Family is important. Duh. I’m looking forward to spending this coming week hanging out with my brother (so expect a hastily-written filler article next week; you have been warned), and it seemed only fitting that to welcome him on his temporary stay I should review a movie that he recommended, and that supports strong, undying family values. Values like violence and vengeance.
Blue Ruin (2014)
The Plot: When the man who supposedly murdered his parents is finally released from prison, dirty vagrant Dwight (Macon Blair) returns to his hometown to exact his long overdue revenge, the consequences for which are far beyond his reckoning. Everybody has family, and nobody takes kindly to being wronged. Even more important for him to learn: violence breeds violence.
Blue Ruin is a rare and refreshing film, fitting snuggly amongst the otherwise bland droves of unassuming, forgettable, quiet indie films with lessons everybody already knew to begin with. I tend not to like indie movies with no screenplays that were made simply as an excuse for directorial indulgence, but that’s not Blue Ruin. The amount of dialogue in the film, though little, perfectly suits the characters and circumstances. I never feel as though too much is said or left unsaid. It’s a quiet movie about sad people searching for resolution and finding only more sadness, a kind of film I’ve seen dozens of times before, a kind of film I would normally term “forgettable” or even “regrettable,” but with the same care it gives to its story and its people, Blue Ruin softly avoids the pitfalls of its peers. No, perhaps avoidance isn’t right. It implies intentionality and deliberation. More accurately, I think writer/director Jeremy Saulnier simply followed the natural course of the art, but that art was good to begin with, and would have had to be ruined on purpose if it were to fail.
Of course, to steer clear of the narrative disaster that ensnares many an indie filmmaker is one thing, but Saulnier also avoids the tropes of the revenge drama. Yes: revenge is never the best option and violence always breeds more violence; every revenge tragedy worth its salt from Shakespeare and Middleton up to Chan-wook Park and Nicholas Winding Refn posits as much.
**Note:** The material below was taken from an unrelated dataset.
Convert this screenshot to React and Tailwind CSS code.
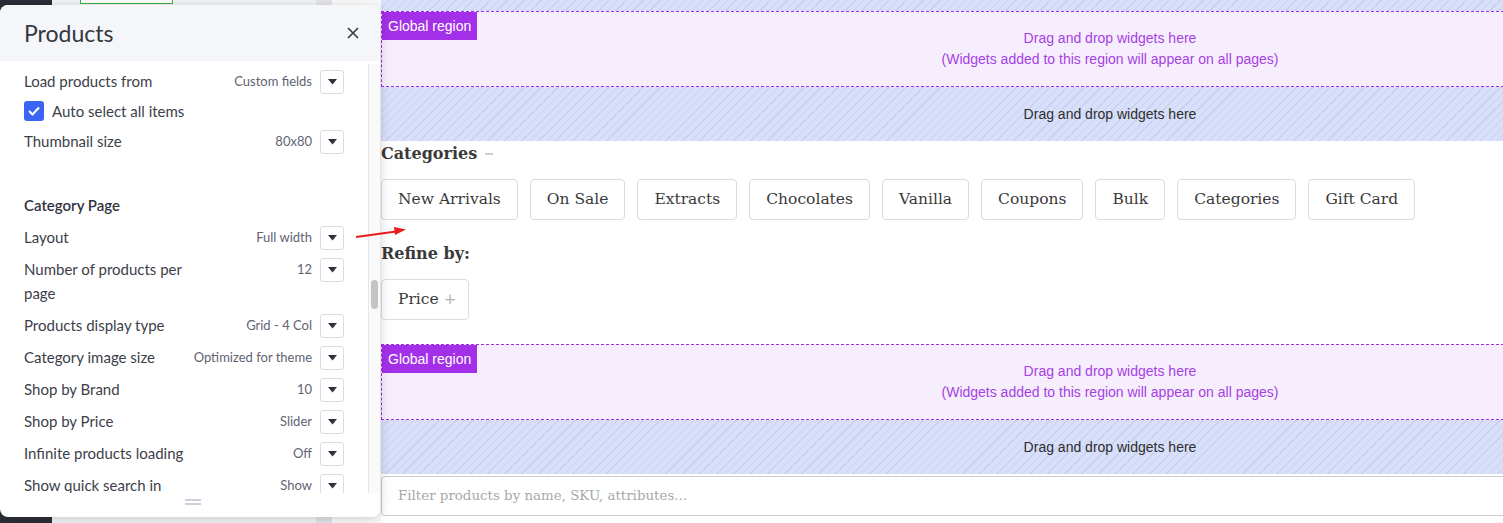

There might not be anything new to say, but there are always, endlessly new ways to say it.
Much of the originality of the film is due to the efforts of unconventional leading man Macon Blair. Take a look at this guy and tell me he doesn’t remind you just a little bit of Detective Boyle from Brooklyn Nine-Nine (obviously don’t heed that dare if you’ve never watched the show). This is not a violent man, not a bad-ass, not even someone you could potentially train into a bad-ass. Dwight is as normal a man as they come, undone by family tragedy and compelled by a force he doesn’t quite understand and can’t control, an innate impulse to stand by those who share his blood, even if they aren’t around anymore.
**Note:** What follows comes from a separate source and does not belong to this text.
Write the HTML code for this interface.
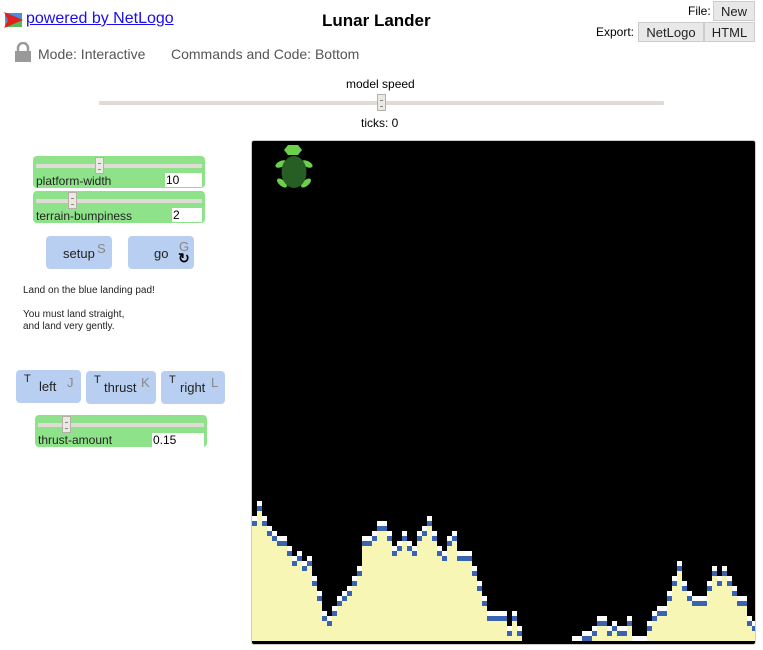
<!DOCTYPE html>
<html><head><meta charset="utf-8"><style>
body{margin:0;width:763px;height:650px;background:#fff;font-family:"Liberation Sans",Arial,sans-serif;position:relative;overflow:hidden}
.a{position:absolute}
.sl{position:absolute;background:#8ee38a;border-radius:4px}
.track{position:absolute;height:4px;background:#e0dcd5}
.thumb{position:absolute;width:9px;height:17px;background:#ece9e4;border:1px solid #b5b0a8;box-sizing:border-box}
.thumb:after{content:"";position:absolute;left:2px;top:5px;width:3px;height:5px;border-top:1px solid #888;border-bottom:1px solid #888}
.lbl{position:absolute;font-size:12px;color:#222}
.val{position:absolute;background:#fff;font-size:12px;color:#000;padding-left:1px;box-sizing:border-box}
.btn{position:absolute;background:#b9cff2;border-radius:4px;font-size:13px;color:#222}
.k{position:absolute;color:#888;font-size:13px}
.tb{position:absolute;background:#e8e8e8;border:1px solid #ccc;font-size:13px;text-align:center;box-sizing:border-box;line-height:19px;color:#222}
</style></head><body>
<svg class="a" style="left:4px;top:12px" width="20" height="16" viewBox="0 0 20 16"><rect x="1" y="1" width="17" height="14" fill="#4a8ee0"/><rect x="1" y="9" width="17" height="6" fill="#5cb85c"/><polygon points="0,0 19,8 0,16 4,8" fill="#e0201c"/></svg>
<div class="a" style="left:26px;top:10px;font-size:16px;color:#1a0dee;text-decoration:underline">powered by NetLogo</div>
<div class="a" style="left:322px;top:11px;font-size:17px;font-weight:bold">Lunar Lander</div>
<div class="a" style="left:688px;top:4px;font-size:12px">File:</div>
<div class="tb" style="left:713px;top:1px;width:42px;height:20px">New</div>
<div class="a" style="left:596px;top:25px;font-size:12px">Export:</div>
<div class="tb" style="left:638px;top:22px;width:66px;height:20px">NetLogo</div>
<div class="tb" style="left:704px;top:22px;width:51px;height:20px">HTML</div>
<svg class="a" style="left:14px;top:42px" width="18" height="20" viewBox="0 0 18 20"><path d="M4 9V6a5 5 0 0 1 10 0v3" fill="none" stroke="#999" stroke-width="2.5"/><rect x="1" y="9" width="16" height="11" fill="#999"/></svg>
<div class="a" style="left:38px;top:46px;font-size:14px;color:#555">Mode: Interactive</div>
<div class="a" style="left:171px;top:46px;font-size:14px;color:#555">Commands and Code: Bottom</div>
<div class="a" style="left:346px;top:77px;font-size:12px">model speed</div>
<div class="track" style="left:99px;top:101px;width:565px"></div>
<div class="thumb" style="left:377px;top:94px"></div>
<div class="a" style="left:361px;top:116px;font-size:12px">ticks: 0</div>

<div class="sl" style="left:33px;top:156px;width:172px;height:32px"></div>
<div class="track" style="left:36px;top:164px;width:166px"></div>
<div class="thumb" style="left:95px;top:157px"></div>
<div class="lbl" style="left:36px;top:174px">platform-width</div>
<div class="val" style="left:165px;top:173px;width:37px;height:14px">10</div>
<div class="sl" style="left:33px;top:191px;width:172px;height:32px"></div>
<div class="track" style="left:36px;top:199px;width:166px"></div>
<div class="thumb" style="left:68px;top:192px"></div>
<div class="lbl" style="left:36px;top:209px">terrain-bumpiness</div>
<div class="val" style="left:172px;top:208px;width:30px;height:14px">2</div>

<div class="btn" style="left:46px;top:236px;width:66px;height:33px"><span class="a" style="left:17px;top:10px">setup</span><span class="k" style="left:51px;top:5px">S</span></div>
<div class="btn" style="left:128px;top:236px;width:66px;height:33px"><span class="a" style="left:26px;top:10px">go</span><span class="k" style="left:51px;top:3px">G</span><span class="a" style="left:50px;top:14px;font-weight:bold;font-size:14px;color:#000">&#8635;</span></div>

<div class="a" style="left:23px;top:285px;font-size:10px;color:#222;line-height:12px">Land on the blue landing pad!<br><br>You must land straight,<br>and land very gently.</div>

<div class="btn" style="left:16px;top:370px;width:65px;height:33px"><span class="a" style="left:8px;top:3px;font-size:11px">T</span><span class="a" style="left:23px;top:9px">left</span><span class="k" style="left:51px;top:5px">J</span></div>
<div class="btn" style="left:86px;top:371px;width:70px;height:33px"><span class="a" style="left:8px;top:3px;font-size:11px">T</span><span class="a" style="left:18px;top:9px">thrust</span><span class="k" style="left:55px;top:4px">K</span></div>
<div class="btn" style="left:161px;top:371px;width:64px;height:33px"><span class="a" style="left:8px;top:3px;font-size:11px">T</span><span class="a" style="left:19px;top:9px">right</span><span class="k" style="left:50px;top:4px">L</span></div>

<div class="sl" style="left:35px;top:415px;width:172px;height:32px"></div>
<div class="track" style="left:38px;top:423px;width:166px"></div>
<div class="thumb" style="left:62px;top:416px"></div>
<div class="lbl" style="left:38px;top:433px">thrust-amount</div>
<div class="val" style="left:152px;top:433px;width:52px;height:14px">0.15</div>

<div class="a" style="left:251px;top:140px;width:503px;height:503px;background:#000;border:1px solid #ccc;border-radius:3px;overflow:hidden">
<svg class="a" style="left:0;top:0" width="503" height="503">
<g fill="#6bd04a"><polygon points="36,4 46,4 50,9 46,14 36,14 32,9"/><ellipse cx="29" cy="23" rx="6" ry="3" transform="rotate(-25 29 23)"/><ellipse cx="55" cy="23" rx="6" ry="3" transform="rotate(25 55 23)"/><ellipse cx="30" cy="42" rx="6" ry="3" transform="rotate(40 30 42)"/><ellipse cx="54" cy="42" rx="6" ry="3" transform="rotate(-40 54 42)"/></g>
<ellipse cx="42" cy="31" rx="12.5" ry="16" fill="#265e23"/>
<g id="t" transform="translate(0,349)"></g>
</svg></div>
<script>
var w=[78,33,78,108,123,138,138,168,198,183,213,198,258,303,363,378,348,318,303,288,258,228,138,138,123,93,93,123,168,153,123,153,168,123,108,78,123,168,183,138,123,183,183,183,228,273,318,363,363,363,363,408,363,408,-1,-1,-1,-1,-1,-1,-1,-1,-1,-1,438,438,423,423,408,378,378,408,393,408,408,378,438,438,438,393,363,348,348,303,258,213,273,303,318,318,318,273,228,258,228,258,288,318,318,378,393];
var s='';
for(var c=0;c<w.length;c++){if(w[c]<0)continue;var y=w[c]/3,x=c*5;
s+='<rect x="'+x+'" y="'+y+'" width="5" height="5" fill="#fff"/>';
if(y+5<151)s+='<rect x="'+x+'" y="'+(y+5)+'" width="5" height="5" fill="#3a63b0"/>';
if(y+10<151)s+='<rect x="'+x+'" y="'+(y+10)+'" width="5" height="'+(151-y-10)+'" fill="#f7f6b4"/>';}
document.getElementById('t').innerHTML=s;
</script>
</body></html>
There are only a few minor cutaway scenes where Dwight is absent. For the rest of the film, the viewer stays beside him, watching him as he struggles to stay alive and to rob others of life. Despite this primeval conflict, Dwight’s an immediately likable character. He has our pity and our vote, although Saulnier makes it difficult to get fully behind anything he does. The violence in the film lacks any glory, style, art, or choreography, making it fast, brutal, frank, and indiscriminate. I’ve written about violence before, and it’s something I generally pay a lot of attention to in movies, so I can say with some confidence that Saulnier’s chosen depiction of it is (sorry for the repetitive adjective use) as rare and refreshing as the movie itself.
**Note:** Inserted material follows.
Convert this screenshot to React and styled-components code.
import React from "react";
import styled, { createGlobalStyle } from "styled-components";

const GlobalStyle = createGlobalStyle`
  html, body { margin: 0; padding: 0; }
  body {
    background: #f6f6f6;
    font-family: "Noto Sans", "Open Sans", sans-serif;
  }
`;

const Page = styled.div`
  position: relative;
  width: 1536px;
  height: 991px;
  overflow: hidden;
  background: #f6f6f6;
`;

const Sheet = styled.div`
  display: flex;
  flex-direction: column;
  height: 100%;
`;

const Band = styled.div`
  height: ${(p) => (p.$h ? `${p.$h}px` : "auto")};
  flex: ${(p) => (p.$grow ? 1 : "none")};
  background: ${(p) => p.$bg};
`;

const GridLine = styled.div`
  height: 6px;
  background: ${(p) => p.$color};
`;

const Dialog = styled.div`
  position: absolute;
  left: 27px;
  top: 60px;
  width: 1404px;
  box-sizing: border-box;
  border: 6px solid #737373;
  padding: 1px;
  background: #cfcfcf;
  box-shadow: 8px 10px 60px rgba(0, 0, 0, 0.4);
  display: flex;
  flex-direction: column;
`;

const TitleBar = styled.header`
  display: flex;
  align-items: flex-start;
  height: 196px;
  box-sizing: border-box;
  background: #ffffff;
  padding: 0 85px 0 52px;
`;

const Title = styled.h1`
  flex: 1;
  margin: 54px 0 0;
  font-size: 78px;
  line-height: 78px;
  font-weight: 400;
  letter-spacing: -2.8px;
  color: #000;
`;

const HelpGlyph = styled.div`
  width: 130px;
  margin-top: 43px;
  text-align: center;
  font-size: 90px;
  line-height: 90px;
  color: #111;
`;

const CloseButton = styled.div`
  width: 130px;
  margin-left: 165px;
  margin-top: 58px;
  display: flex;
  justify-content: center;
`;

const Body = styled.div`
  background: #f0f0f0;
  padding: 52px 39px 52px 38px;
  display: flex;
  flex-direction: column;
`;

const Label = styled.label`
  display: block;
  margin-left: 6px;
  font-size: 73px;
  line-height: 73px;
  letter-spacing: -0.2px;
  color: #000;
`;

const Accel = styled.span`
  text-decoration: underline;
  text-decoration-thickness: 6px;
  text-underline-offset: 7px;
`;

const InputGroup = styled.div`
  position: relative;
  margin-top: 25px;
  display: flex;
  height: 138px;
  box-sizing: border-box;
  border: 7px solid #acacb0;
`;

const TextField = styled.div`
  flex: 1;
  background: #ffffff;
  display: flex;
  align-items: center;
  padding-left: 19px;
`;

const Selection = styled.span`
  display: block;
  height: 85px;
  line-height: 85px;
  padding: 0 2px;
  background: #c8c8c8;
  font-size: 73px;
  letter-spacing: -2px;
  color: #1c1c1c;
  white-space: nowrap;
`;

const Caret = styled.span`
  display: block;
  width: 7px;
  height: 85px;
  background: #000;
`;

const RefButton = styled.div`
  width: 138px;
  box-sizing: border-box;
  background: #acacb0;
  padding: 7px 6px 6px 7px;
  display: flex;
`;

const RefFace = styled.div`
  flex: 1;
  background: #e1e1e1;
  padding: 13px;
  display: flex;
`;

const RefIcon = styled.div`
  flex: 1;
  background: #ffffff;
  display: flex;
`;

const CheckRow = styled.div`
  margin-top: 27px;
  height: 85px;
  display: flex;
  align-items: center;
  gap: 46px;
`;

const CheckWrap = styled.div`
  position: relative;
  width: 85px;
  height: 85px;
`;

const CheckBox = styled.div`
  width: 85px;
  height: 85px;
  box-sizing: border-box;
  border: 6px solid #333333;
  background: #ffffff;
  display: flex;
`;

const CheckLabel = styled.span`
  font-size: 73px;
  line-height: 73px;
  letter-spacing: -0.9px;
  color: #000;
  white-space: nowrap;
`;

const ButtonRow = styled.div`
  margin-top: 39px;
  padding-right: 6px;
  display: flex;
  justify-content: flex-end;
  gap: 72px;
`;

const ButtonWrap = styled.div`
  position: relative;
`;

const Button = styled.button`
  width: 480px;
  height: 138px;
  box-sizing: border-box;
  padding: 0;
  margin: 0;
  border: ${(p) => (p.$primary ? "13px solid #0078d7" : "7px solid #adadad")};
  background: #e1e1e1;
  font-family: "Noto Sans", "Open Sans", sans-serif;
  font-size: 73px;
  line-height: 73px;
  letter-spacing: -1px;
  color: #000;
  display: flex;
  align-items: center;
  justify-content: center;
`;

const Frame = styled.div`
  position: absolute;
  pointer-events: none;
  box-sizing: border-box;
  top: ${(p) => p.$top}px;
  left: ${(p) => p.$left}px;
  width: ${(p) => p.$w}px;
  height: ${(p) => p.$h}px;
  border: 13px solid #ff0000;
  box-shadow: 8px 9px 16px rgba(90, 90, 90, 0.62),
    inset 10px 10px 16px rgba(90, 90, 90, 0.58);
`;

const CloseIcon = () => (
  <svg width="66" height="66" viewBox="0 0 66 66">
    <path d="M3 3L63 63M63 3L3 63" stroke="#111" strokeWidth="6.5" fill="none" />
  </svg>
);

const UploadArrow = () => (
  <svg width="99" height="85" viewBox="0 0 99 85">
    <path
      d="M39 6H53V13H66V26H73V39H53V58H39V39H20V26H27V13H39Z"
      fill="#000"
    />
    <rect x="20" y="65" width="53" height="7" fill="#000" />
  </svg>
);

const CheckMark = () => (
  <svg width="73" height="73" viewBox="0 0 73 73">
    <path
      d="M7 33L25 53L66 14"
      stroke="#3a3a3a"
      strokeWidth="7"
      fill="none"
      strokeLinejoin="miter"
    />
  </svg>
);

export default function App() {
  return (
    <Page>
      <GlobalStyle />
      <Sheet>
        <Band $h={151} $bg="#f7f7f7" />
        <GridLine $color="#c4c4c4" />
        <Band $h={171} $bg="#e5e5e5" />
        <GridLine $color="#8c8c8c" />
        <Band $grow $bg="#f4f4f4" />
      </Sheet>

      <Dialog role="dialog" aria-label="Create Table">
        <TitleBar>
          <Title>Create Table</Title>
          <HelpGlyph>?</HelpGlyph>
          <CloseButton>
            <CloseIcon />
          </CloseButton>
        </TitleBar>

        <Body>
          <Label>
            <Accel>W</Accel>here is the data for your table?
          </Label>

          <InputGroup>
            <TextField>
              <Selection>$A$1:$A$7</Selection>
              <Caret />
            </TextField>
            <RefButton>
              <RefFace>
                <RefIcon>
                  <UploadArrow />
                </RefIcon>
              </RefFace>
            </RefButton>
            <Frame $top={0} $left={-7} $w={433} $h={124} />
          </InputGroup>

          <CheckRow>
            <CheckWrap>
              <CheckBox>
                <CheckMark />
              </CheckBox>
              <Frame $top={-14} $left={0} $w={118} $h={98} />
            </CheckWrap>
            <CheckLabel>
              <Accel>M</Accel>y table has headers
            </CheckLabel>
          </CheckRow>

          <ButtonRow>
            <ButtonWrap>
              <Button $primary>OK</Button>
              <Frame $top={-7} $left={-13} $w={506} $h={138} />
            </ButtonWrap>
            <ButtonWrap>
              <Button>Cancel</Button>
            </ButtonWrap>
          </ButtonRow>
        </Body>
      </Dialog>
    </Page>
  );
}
With its extraordinary combination of elegant direction, understated performance, an appropriately sparse screenplay, beautiful cinematography, disturbing violence, and moving tragedy, Blue Ruin easily and deservedly takes its place as one of the best revenge stories of recent years. It can, admittedly, be difficult to convince yourself to watch a movie that you know will be unpleasant or upsetting in some capacity. I myself commonly end up postponing those viewings indefinitely, as I did with Blue Ruin and Calvary and several others that I’ve only recently gotten around to watching. Take it from me that in this case, you should just take the plunge. It’s an immediately enticing, immediately rewarding watch.
Really enjoyed reading this. I was amazed by just how well tension was built and maintained throughout the film. One of the best films Ive seen in recent years.